Front-end source files:
□ □ □ □
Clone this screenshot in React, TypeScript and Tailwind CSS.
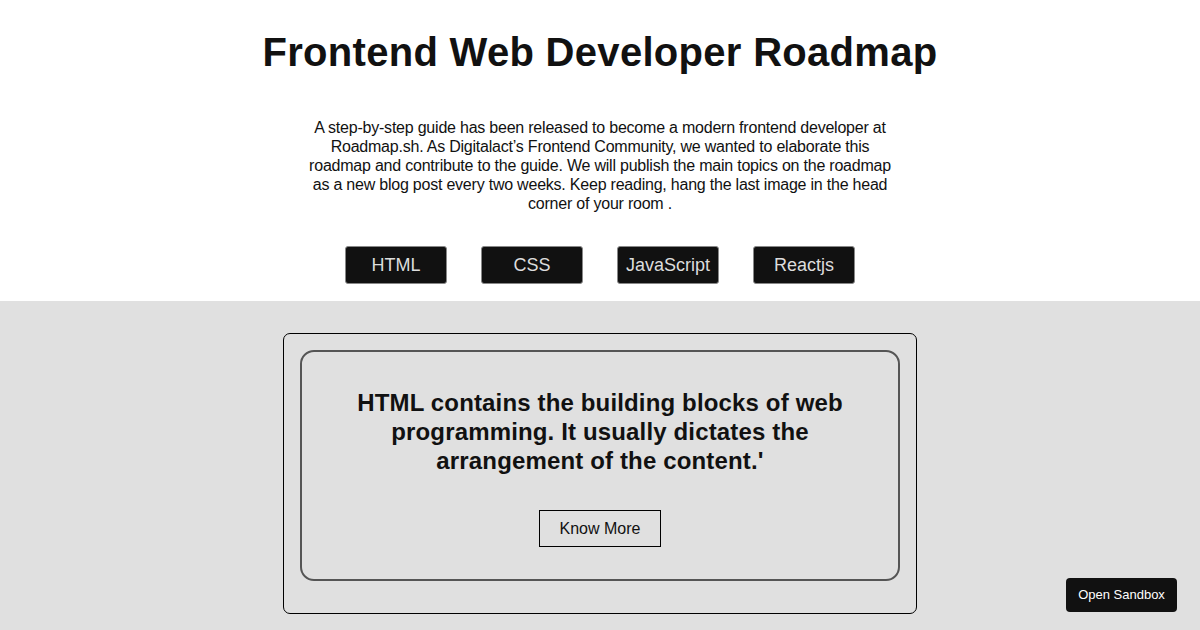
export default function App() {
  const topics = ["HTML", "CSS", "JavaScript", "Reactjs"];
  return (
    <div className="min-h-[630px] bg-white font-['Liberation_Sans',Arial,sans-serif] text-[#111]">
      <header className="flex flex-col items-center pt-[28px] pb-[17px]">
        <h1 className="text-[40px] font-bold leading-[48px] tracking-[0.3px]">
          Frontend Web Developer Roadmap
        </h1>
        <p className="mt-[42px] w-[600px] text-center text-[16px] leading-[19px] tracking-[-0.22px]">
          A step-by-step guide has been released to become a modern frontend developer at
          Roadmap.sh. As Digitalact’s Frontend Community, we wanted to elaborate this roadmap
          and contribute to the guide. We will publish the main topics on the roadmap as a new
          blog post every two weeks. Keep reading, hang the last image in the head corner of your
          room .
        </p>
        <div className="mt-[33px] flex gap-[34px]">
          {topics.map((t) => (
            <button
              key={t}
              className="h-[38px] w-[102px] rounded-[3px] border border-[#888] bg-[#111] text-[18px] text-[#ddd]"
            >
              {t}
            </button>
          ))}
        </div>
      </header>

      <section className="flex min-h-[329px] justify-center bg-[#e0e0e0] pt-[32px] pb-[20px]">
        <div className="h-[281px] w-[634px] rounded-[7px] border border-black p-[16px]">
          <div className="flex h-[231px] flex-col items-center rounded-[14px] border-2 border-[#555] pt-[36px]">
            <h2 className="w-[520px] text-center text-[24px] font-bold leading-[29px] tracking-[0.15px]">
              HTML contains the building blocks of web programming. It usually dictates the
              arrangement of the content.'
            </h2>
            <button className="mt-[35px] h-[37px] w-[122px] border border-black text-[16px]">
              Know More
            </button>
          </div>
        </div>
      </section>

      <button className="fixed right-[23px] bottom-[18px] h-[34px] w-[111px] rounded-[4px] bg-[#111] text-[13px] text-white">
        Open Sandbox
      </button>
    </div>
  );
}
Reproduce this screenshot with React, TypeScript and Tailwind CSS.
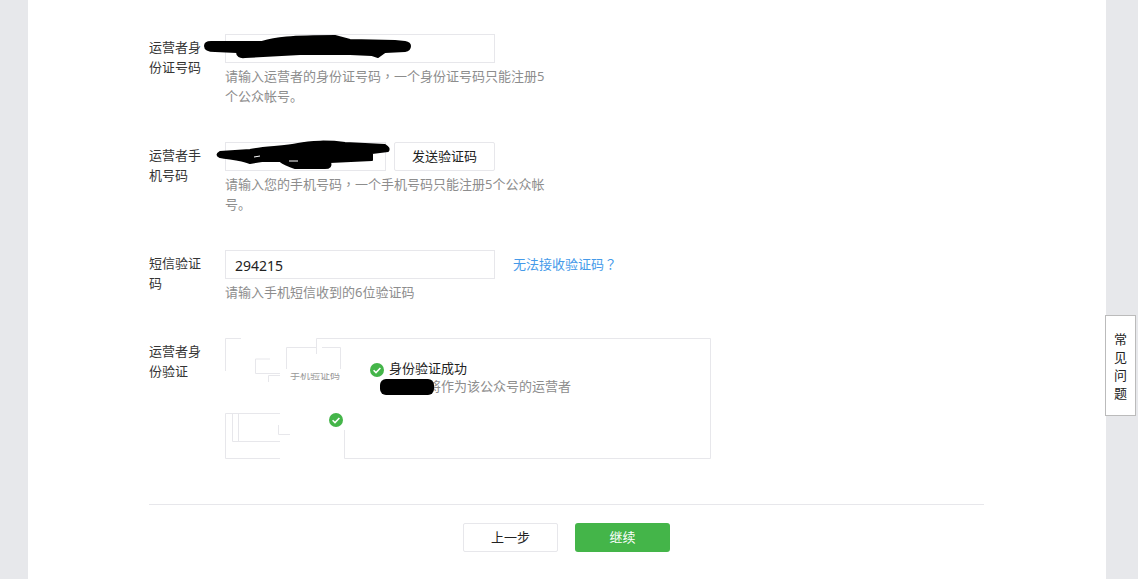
□ □ □ □
## Task
Pull out each line of the entries that contains "Tailwind".

## Exercise solution
Clone this screenshot in React, TypeScript and Tailwind CSS.
Reproduce this screenshot with React, TypeScript and Tailwind CSS.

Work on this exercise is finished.